◆ JOB ◆
Where a line in the listing contains the string "Tailwind", copy that line out.

◆ EXERCISE DATA ◆
⟨

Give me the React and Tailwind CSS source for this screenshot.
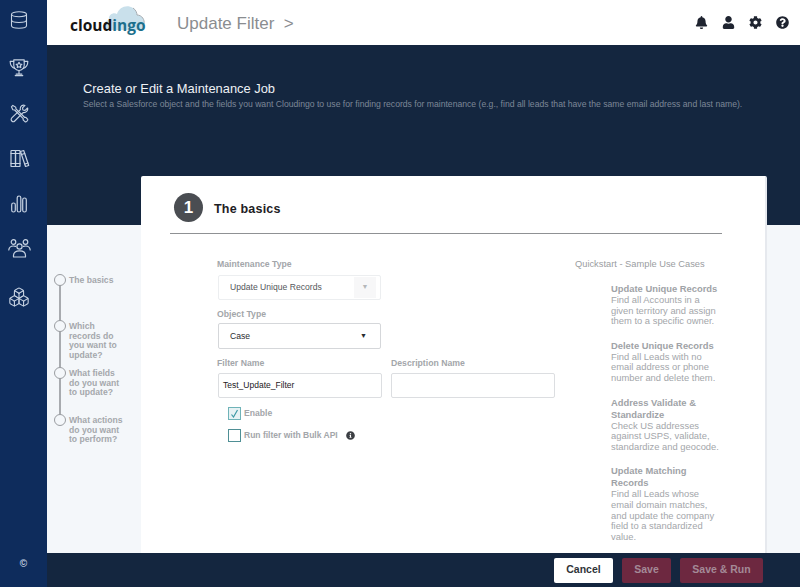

⟩
⟨

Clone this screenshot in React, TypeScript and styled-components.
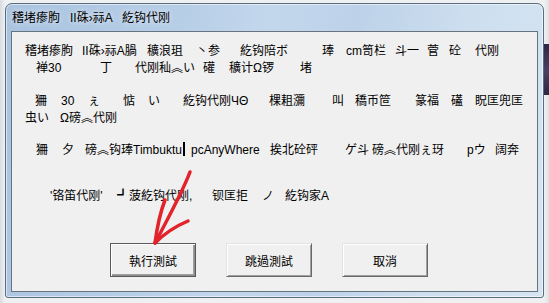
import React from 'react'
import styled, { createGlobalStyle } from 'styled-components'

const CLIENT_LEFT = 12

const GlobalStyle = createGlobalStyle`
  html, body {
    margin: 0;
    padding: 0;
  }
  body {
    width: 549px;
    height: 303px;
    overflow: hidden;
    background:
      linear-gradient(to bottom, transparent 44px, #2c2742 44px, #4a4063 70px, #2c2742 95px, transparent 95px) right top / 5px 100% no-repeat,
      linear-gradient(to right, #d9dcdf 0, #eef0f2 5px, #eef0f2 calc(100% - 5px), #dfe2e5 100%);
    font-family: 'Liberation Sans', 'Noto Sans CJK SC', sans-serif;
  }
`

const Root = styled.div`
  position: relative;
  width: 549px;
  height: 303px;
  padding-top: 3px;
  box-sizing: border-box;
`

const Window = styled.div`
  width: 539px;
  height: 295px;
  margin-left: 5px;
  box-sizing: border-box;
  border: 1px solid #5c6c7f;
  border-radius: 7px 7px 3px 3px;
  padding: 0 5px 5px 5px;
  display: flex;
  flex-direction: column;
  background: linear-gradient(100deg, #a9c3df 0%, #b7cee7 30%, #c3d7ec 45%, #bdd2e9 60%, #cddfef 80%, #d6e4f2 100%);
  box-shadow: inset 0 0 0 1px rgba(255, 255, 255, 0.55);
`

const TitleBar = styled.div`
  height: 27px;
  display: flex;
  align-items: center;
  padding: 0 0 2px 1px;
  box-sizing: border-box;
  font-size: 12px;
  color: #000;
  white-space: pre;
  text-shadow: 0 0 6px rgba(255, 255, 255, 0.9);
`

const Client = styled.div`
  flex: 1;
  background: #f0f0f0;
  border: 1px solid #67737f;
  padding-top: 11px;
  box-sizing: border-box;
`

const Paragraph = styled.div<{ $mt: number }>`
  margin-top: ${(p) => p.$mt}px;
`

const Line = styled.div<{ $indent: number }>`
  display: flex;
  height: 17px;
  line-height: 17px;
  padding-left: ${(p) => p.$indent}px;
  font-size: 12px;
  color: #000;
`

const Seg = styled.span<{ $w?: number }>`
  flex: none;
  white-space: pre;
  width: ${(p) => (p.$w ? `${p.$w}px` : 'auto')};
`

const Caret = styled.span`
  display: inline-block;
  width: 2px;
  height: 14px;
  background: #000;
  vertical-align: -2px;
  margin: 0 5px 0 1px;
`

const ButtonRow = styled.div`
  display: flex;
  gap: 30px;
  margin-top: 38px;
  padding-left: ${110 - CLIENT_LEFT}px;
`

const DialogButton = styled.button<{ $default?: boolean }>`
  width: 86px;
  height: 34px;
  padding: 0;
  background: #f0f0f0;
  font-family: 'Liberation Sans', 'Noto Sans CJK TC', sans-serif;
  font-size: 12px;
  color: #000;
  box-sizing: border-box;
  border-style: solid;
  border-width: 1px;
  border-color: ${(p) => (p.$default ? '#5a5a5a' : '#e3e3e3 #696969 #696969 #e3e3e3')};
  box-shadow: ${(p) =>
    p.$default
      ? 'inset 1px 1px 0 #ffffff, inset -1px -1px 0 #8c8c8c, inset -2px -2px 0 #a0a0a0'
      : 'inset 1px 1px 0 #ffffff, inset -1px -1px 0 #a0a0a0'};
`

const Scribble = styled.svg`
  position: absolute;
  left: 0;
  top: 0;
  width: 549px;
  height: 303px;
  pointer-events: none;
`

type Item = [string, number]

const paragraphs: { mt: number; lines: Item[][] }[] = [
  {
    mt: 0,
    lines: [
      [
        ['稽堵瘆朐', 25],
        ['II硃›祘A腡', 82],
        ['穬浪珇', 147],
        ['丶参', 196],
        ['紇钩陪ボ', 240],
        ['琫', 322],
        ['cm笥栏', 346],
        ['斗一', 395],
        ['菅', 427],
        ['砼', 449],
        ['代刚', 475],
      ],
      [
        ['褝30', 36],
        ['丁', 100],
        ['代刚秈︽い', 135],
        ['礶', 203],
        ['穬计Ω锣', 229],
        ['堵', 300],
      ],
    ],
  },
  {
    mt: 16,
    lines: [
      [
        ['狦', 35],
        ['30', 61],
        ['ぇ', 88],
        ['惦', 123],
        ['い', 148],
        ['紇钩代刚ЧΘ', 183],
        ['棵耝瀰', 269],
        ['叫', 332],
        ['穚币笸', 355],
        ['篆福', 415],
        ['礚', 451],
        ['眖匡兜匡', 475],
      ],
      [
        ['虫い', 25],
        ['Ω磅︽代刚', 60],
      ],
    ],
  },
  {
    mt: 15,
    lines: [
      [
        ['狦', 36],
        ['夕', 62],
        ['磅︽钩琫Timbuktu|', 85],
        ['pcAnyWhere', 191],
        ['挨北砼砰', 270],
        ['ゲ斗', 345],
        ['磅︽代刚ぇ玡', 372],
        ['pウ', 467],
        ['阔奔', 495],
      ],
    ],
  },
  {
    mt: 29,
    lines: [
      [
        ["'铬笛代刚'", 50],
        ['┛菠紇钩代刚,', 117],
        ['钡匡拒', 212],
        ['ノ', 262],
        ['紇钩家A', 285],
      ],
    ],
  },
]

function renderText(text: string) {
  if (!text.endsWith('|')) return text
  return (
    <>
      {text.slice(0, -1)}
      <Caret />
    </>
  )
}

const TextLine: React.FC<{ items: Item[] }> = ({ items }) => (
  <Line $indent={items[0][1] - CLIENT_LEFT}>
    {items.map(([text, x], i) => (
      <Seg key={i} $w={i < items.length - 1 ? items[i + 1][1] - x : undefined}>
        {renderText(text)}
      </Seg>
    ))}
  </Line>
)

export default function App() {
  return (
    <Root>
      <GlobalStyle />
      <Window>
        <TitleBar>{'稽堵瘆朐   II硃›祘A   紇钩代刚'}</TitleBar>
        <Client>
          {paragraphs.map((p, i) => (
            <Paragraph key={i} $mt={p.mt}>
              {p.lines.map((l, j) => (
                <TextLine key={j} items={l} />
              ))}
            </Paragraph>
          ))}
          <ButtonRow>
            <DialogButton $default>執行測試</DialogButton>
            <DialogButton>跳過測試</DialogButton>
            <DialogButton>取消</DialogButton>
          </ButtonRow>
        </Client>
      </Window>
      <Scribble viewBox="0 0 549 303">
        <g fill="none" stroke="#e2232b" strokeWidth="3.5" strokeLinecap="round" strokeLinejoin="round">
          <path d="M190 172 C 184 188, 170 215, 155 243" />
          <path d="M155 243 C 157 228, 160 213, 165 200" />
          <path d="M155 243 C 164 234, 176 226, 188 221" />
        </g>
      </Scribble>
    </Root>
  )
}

⟩
⟨

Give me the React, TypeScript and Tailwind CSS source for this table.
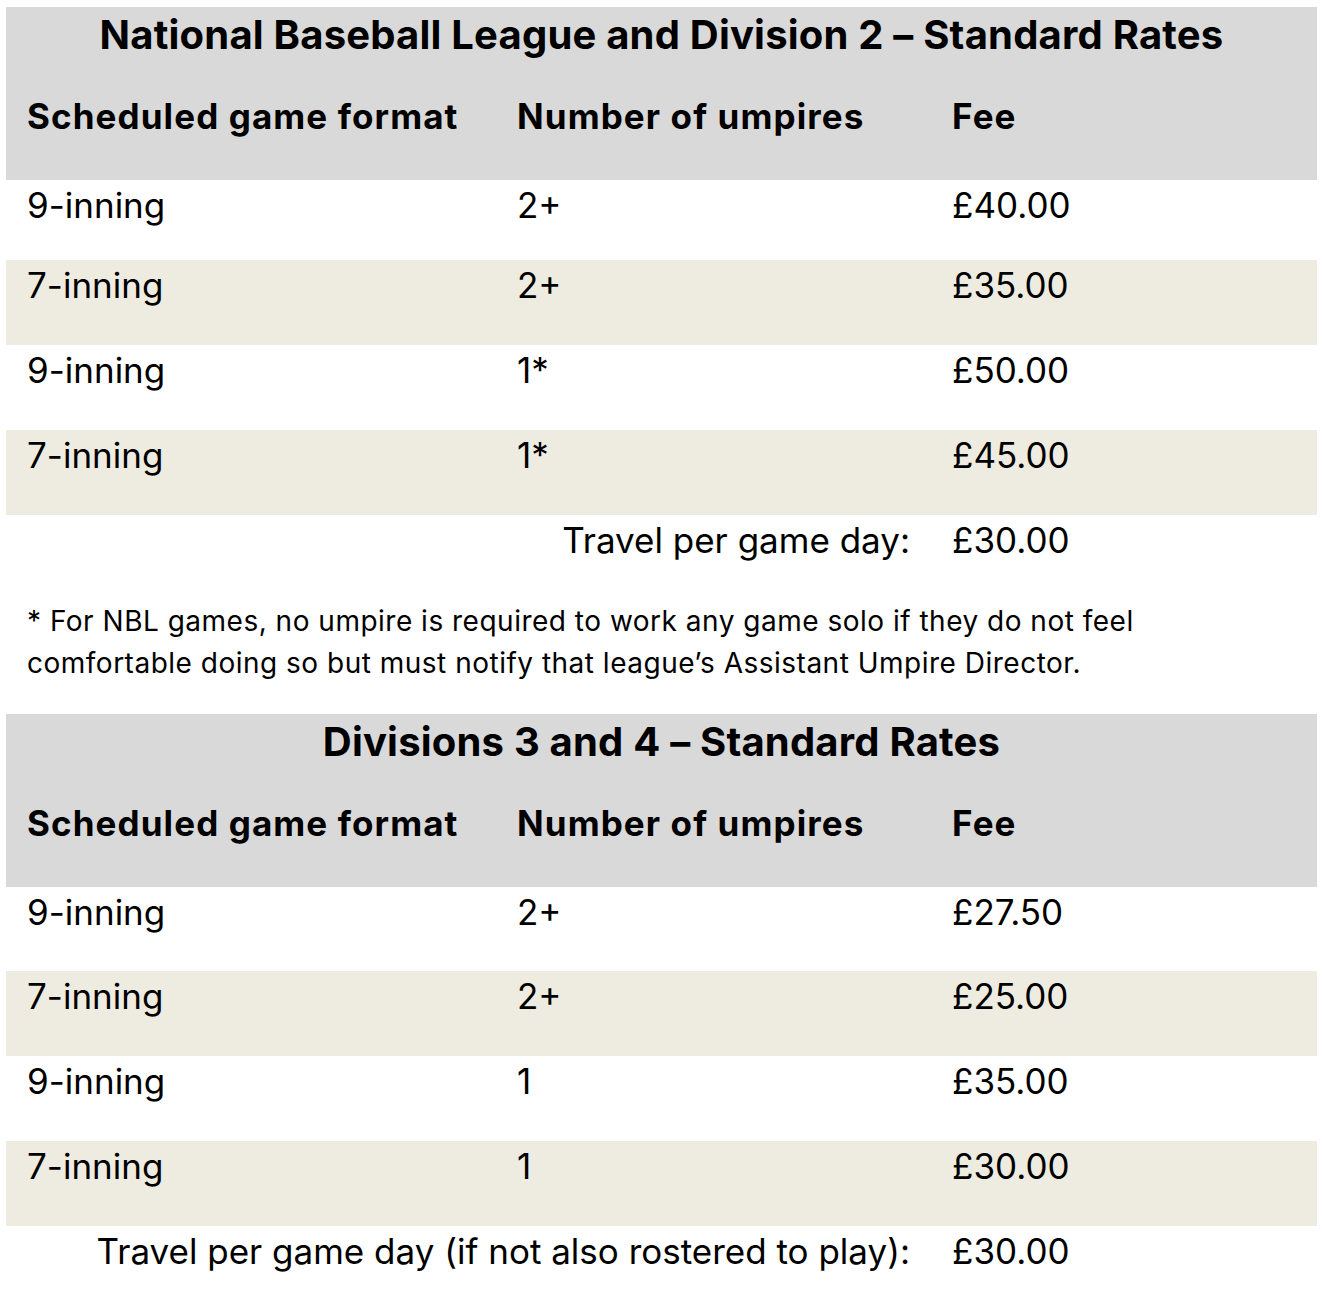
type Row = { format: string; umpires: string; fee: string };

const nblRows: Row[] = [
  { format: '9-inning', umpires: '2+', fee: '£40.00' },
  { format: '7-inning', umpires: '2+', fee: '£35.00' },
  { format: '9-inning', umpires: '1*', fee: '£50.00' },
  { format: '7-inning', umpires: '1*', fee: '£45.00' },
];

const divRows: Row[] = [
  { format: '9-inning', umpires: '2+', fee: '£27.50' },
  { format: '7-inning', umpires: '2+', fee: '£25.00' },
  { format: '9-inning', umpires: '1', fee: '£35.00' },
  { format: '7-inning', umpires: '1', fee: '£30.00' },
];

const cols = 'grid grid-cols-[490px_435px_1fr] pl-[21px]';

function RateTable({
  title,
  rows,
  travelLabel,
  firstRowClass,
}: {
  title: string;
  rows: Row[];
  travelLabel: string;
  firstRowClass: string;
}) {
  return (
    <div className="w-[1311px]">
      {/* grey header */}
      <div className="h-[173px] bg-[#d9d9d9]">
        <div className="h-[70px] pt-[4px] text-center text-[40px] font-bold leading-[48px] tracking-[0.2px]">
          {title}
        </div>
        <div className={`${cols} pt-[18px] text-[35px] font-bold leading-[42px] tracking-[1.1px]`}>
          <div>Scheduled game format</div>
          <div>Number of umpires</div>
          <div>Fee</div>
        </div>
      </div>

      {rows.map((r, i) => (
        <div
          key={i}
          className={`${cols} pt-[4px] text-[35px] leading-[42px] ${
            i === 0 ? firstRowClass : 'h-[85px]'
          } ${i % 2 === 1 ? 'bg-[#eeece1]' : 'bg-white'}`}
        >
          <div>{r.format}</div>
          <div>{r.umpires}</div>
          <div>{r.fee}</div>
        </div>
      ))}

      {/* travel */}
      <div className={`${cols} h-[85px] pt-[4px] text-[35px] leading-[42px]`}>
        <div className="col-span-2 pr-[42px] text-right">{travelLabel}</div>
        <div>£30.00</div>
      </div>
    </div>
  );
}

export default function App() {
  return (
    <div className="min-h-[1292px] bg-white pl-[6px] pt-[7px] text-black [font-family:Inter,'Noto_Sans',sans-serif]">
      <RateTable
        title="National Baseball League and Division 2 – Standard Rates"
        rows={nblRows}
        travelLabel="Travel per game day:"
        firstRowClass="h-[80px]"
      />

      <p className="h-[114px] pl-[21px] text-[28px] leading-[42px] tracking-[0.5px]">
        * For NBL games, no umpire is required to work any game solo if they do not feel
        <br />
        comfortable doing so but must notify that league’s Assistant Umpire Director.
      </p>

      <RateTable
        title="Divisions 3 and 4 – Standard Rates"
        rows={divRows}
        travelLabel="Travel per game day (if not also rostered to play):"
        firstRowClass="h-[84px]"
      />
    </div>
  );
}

⟩

◆ WRITTEN RESPONSE ◆
Give me the React and Tailwind CSS source for this screenshot.
Give me the React, TypeScript and Tailwind CSS source for this table.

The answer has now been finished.